Starting with the first line and ending with the line that holds "string; value: string;", repeat the material exactly.

** start ENTRIES SHOWN **

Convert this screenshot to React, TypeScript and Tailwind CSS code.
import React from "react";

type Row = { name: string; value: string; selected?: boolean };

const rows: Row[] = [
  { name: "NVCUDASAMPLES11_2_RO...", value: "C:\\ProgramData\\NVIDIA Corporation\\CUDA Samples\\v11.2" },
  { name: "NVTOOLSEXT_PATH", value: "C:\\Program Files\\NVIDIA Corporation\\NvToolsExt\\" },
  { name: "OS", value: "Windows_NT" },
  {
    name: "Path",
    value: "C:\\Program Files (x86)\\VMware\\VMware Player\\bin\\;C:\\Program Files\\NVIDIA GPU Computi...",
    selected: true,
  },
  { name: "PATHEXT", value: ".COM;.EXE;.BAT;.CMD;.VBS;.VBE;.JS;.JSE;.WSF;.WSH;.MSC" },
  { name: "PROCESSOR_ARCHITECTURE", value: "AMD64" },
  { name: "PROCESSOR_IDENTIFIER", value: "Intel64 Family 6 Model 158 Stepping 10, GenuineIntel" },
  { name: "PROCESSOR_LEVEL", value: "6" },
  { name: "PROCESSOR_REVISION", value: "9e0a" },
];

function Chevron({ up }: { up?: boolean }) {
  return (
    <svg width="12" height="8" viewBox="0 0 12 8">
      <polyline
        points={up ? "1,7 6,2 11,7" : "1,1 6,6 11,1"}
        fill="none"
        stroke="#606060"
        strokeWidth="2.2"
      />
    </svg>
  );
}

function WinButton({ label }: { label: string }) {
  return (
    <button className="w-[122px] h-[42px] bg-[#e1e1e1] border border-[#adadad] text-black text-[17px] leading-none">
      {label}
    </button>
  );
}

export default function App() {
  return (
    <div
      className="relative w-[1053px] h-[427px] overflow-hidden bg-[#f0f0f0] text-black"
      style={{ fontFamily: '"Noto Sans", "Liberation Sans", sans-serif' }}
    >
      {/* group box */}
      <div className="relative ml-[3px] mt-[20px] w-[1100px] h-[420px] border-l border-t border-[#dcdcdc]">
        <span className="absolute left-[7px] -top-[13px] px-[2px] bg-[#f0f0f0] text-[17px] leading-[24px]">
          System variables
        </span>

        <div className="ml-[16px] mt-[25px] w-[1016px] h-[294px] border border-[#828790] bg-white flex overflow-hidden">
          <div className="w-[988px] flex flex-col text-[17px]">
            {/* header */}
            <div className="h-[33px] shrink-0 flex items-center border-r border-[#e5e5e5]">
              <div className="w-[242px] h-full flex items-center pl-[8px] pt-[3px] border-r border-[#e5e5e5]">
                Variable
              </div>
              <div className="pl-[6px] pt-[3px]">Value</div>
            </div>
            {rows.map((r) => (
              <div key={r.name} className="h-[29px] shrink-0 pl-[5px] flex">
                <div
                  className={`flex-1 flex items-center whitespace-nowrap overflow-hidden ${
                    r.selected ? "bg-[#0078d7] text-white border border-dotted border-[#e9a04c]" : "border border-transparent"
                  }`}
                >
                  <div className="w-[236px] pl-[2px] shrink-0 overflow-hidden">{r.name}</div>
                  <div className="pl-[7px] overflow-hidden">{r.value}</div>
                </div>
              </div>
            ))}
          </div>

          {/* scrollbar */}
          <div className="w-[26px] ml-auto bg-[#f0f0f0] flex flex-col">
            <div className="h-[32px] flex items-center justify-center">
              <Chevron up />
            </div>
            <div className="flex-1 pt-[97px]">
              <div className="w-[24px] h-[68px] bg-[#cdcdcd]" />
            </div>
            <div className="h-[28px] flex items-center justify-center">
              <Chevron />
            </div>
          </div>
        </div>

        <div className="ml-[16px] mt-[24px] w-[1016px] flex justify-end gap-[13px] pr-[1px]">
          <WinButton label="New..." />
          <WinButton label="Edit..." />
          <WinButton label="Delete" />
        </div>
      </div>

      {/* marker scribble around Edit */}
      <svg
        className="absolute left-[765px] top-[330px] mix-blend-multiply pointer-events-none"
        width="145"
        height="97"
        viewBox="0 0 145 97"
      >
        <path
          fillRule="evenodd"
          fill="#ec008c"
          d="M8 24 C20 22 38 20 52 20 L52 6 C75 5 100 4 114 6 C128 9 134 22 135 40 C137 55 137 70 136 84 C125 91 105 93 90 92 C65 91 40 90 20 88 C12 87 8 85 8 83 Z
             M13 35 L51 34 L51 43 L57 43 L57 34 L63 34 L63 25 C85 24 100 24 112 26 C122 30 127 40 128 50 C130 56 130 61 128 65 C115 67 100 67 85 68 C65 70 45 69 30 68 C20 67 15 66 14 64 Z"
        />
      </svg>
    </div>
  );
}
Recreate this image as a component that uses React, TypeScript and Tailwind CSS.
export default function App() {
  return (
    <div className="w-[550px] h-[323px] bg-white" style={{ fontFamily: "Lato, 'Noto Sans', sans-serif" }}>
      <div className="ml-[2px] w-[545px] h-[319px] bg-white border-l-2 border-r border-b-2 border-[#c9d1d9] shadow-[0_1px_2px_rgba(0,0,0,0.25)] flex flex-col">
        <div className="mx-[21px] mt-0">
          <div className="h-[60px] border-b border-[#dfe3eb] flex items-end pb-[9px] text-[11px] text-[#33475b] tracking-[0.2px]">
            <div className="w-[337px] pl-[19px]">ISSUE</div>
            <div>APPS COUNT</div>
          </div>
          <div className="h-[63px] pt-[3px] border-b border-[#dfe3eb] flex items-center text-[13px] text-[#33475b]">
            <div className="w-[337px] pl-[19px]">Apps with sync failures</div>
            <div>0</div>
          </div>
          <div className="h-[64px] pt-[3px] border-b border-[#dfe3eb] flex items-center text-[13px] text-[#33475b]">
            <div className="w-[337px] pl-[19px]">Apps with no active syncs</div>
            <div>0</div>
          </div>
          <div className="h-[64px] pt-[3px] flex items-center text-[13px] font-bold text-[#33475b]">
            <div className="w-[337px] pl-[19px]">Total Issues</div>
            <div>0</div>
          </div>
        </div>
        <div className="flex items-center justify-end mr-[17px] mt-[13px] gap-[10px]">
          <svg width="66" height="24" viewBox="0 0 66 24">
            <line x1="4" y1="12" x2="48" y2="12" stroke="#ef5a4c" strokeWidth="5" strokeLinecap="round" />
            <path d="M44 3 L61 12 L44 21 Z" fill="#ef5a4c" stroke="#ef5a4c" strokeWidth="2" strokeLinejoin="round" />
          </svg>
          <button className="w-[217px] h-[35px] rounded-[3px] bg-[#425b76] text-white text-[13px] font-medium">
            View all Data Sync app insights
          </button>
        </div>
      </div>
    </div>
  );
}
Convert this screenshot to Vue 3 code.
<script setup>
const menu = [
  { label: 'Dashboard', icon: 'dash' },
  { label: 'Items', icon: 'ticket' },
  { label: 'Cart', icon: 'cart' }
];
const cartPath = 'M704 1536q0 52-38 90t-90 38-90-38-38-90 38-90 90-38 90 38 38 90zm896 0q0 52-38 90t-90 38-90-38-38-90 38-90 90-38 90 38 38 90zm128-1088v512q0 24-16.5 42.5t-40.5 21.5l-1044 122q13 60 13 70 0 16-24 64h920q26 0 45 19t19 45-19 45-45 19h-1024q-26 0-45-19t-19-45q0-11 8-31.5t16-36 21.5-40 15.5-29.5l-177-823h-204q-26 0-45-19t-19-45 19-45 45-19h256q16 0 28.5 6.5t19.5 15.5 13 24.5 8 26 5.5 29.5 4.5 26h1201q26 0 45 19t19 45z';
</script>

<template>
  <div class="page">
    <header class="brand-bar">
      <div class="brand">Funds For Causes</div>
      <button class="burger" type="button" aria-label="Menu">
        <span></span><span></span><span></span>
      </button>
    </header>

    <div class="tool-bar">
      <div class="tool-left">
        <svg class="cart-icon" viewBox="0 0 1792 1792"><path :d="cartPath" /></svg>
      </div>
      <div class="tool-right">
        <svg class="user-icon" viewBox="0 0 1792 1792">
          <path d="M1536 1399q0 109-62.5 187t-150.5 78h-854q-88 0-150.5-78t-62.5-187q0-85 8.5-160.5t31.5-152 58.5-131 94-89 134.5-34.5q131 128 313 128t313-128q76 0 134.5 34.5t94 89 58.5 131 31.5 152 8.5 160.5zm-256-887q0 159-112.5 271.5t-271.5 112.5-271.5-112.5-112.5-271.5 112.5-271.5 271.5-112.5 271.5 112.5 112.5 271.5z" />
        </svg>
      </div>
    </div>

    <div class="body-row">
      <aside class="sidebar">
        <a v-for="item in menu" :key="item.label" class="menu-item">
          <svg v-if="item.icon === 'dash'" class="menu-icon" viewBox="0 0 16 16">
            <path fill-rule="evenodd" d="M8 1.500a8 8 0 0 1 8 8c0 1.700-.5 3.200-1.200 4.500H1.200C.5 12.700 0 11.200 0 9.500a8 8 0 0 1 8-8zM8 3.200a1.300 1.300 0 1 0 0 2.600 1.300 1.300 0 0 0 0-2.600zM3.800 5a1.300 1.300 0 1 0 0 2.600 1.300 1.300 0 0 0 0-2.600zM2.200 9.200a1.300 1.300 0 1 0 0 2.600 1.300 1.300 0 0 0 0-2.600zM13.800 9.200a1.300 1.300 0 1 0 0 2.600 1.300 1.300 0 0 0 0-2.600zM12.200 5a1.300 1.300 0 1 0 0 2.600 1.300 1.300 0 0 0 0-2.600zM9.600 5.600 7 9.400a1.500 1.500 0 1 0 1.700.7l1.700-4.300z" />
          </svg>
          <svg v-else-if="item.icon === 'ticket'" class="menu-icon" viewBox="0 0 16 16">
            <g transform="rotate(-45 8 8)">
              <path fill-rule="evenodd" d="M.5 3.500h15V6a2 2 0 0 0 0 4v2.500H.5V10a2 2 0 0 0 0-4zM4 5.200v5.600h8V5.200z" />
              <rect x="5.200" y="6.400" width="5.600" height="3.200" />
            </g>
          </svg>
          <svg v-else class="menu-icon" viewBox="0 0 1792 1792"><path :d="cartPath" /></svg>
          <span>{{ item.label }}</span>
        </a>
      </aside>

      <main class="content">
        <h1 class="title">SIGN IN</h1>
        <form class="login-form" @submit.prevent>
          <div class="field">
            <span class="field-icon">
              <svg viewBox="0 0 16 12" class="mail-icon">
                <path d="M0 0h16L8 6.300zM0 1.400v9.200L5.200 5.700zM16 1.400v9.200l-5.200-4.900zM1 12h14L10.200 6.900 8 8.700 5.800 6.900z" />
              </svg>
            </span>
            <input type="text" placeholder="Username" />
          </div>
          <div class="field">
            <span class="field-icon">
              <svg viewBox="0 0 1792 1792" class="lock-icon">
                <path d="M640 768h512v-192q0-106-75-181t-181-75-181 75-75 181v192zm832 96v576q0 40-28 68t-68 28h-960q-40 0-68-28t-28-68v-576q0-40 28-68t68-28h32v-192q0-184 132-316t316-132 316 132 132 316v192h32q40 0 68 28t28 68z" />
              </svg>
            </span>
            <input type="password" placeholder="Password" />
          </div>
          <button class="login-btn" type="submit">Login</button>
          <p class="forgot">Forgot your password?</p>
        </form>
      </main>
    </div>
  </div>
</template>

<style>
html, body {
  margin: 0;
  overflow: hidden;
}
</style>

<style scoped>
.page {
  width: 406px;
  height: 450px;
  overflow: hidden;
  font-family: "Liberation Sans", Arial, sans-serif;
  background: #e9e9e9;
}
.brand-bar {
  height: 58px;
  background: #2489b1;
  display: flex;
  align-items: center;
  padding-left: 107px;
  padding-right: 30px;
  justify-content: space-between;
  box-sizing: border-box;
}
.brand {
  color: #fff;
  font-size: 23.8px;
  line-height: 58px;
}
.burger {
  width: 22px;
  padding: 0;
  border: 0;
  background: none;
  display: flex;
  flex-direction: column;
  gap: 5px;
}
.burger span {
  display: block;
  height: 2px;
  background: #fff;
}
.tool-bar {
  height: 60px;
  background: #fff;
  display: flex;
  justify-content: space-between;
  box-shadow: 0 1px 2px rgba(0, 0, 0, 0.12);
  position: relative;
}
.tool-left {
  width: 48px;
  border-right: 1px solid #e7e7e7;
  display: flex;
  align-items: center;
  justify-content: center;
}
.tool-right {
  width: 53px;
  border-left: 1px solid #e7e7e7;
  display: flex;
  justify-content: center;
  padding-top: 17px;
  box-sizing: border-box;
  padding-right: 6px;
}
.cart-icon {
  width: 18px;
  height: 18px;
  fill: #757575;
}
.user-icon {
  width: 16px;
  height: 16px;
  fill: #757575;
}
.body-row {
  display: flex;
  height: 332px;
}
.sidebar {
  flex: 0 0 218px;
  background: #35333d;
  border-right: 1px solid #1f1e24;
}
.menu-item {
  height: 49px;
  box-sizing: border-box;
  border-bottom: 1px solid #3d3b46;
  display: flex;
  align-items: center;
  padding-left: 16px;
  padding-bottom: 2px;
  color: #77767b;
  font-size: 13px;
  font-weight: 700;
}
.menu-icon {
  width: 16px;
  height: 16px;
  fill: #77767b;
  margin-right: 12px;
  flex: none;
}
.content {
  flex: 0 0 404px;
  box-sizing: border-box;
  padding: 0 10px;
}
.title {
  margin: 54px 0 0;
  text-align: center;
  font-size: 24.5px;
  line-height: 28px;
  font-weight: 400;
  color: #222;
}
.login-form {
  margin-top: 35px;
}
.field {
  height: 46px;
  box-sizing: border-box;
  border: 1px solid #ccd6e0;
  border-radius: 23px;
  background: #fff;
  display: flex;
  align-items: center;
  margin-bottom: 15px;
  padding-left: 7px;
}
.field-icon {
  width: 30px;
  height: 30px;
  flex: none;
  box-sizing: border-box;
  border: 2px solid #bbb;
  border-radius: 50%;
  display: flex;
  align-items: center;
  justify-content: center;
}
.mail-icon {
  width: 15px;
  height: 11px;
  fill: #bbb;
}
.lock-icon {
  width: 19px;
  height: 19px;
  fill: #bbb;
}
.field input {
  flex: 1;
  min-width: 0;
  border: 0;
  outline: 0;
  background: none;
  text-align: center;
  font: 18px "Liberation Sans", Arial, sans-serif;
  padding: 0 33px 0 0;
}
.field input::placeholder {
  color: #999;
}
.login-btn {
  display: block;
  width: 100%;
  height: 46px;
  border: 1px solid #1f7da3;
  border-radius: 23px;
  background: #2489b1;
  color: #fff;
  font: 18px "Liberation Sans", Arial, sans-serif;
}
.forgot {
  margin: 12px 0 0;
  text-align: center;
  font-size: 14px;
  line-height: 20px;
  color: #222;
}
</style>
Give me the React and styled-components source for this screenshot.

** end ENTRIES SHOWN **

◆ RESPONSE BELOW:
Convert this screenshot to React, TypeScript and Tailwind CSS code.
import React from "react";

type Row = { name: string; value: string; selected?: boolean };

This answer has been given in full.